This week is semester exam week in my school district, which marks the halfway point of the year. As students work on their big tests, I’ve found a few nuggets of positivity or, failing that, laughter:
While one class worked on their exams, I finished grading the book reports they turned in last week. The most common feature was most students’ response to a directive to write a paragraph about their favorite and least favorite things about their books, and what they would change. Nearly everybody said that they liked the parts that were happy, and that they would change the parts that were sad. Everybody said they’d make it so that Simon and Piggy don’t die in Lord of the Flies. Those who read The Lovely Bones said that they’d save Susie. And students who picked The Grapes of Wrath…well, they’d keep Route 66 and pretty much turn the rest into a college road trip, if they had their druthers. Luckily none of them read the Bible for their book report, or humanity might have been denied the Atonement altogether!
In fact, one girl was quite emphatic in her assertion of editorial license: “I would most defiantly change the ending.” *ahem* Yes, I’m sure you would. I see several students every year who spell definitely that way.
Every year after I teach Lord of the Flies–the classic novel about a bunch of young boys who crash on a tropical island and have to survive on their own–I point out to classes that the novel was inspired by the brutality of World War II, in which the author saw the worst aspects of humanity run amok. In the novel, the boys form a mildly successful society for a while, with authority and chores, but it eventually degrades into savage anarchy and chaos–the author’s grim commentary on his lack of faith in human nature.
Among other things, since the book is based on unchecked masculinity, I ask students to then consider how they think the book might have been different if a plane full of girls had crashed there, instead of boys. Their answers always fall into two clearly demarcated camps. The vast majority of boys, every year, say that stranded girls would just “have tea parties and paint each other’s toenails and stuff.” Far more disturbing than this simple stereotyping, though, is what an even larger majority of girls almost always says: “No, they’d all kill each other by the end of the first day.”
A pessimistic confession of their own burgeoning awareness of the social flaws inculcated into their gender? Hardly. That wouldn’t explain why most of the girls who say this tend to say it while laughing and smiling, almost proud of their prediction of massive failure. They practically high five each other while saying it.
How exactly have we apparently taught our young women to expect so little of themselves, in stark imitation of their masculine counterparts, to the point of competing with the boys for who can be the least successful? I wonder if this is the dark side of social progress, a worrisome elephant in the room: As we have tried to encourage girls to be more assertive and involved in the public realm over the last few generations, have we inadvertently also magnified within them or brought to the front of their personalities those negative characteristics that we traditionally associate with young men–the violence, thoughtlessness, and nihilism that we’re warned about in Lord of the Flies?

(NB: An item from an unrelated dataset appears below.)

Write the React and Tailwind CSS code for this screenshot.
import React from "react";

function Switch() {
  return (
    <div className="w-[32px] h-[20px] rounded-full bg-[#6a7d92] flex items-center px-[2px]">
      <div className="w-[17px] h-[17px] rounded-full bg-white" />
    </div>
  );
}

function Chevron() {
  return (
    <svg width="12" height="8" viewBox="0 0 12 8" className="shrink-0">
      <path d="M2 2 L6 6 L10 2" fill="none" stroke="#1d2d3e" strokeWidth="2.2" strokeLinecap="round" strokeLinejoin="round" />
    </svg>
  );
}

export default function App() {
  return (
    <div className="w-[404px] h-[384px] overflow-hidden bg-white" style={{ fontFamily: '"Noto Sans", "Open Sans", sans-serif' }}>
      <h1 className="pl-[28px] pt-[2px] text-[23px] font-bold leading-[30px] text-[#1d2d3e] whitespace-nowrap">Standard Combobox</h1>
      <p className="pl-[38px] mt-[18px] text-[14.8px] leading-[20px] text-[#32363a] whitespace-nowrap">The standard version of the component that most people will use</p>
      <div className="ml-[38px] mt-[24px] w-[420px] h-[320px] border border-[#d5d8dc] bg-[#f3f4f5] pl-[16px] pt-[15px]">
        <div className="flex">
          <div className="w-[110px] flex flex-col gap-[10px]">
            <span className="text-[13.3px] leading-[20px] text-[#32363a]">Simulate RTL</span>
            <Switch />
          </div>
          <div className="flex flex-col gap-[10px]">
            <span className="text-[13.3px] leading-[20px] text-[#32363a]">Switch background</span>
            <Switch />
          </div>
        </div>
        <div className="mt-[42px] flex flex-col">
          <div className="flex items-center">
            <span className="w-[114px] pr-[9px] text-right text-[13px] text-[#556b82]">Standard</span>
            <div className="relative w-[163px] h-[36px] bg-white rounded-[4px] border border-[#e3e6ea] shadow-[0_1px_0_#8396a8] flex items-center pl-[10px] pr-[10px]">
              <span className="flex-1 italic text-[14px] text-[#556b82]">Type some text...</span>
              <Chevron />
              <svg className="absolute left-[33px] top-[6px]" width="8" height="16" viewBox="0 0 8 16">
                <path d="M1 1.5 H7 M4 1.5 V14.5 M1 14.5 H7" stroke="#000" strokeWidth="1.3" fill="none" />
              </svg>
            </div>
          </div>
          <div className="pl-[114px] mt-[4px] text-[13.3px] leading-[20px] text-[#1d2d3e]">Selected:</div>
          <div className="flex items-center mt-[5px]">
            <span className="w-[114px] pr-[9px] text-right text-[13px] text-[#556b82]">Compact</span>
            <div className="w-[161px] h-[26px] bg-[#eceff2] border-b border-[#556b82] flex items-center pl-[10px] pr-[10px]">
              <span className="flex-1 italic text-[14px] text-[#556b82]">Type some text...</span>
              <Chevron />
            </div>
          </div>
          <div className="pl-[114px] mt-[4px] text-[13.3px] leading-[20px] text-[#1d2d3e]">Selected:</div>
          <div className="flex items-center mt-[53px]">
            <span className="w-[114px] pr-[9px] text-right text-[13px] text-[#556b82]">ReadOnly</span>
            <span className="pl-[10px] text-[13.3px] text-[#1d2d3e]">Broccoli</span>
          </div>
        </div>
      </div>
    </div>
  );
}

Last night before an English 101 class, I grabbed a complimentary copy of USA Today off of a newsstand. I thought I’d have a few minutes to kill near the end of class while the students did some peer editing, and I wanted to do a crossword puzzle. The newsstand was out of the New York Times.
But when the time came and I was looking for the puzzle, I never got to it. I found an article instead about a new Web site that had just launched. I went to check it out and was both amused and impressed.
Our hostess is a quirky, perky, goofy, nerdy young lit major named Jenny, who takes viewers on a whirlwind tour of classic literature in a series of bite-sized videos. The site, 60secondrecap.com, is a Cliff’s Notes for the text messaging generation. They just got up and running, so their library will start building over time. I looked at two of The Great Gatsby videos last night, and liked them enough to plan to use them in my high school classes for a fun review (if the overzealous school district server doesn’t block it first). Hopefully she’ll get The Scarlet Letter and Lord of the Flies up by the time I’ll need them in a few weeks.
And Jenny, since your site says you take requests, any chance you’d consider doing something by Cormac McCarthy?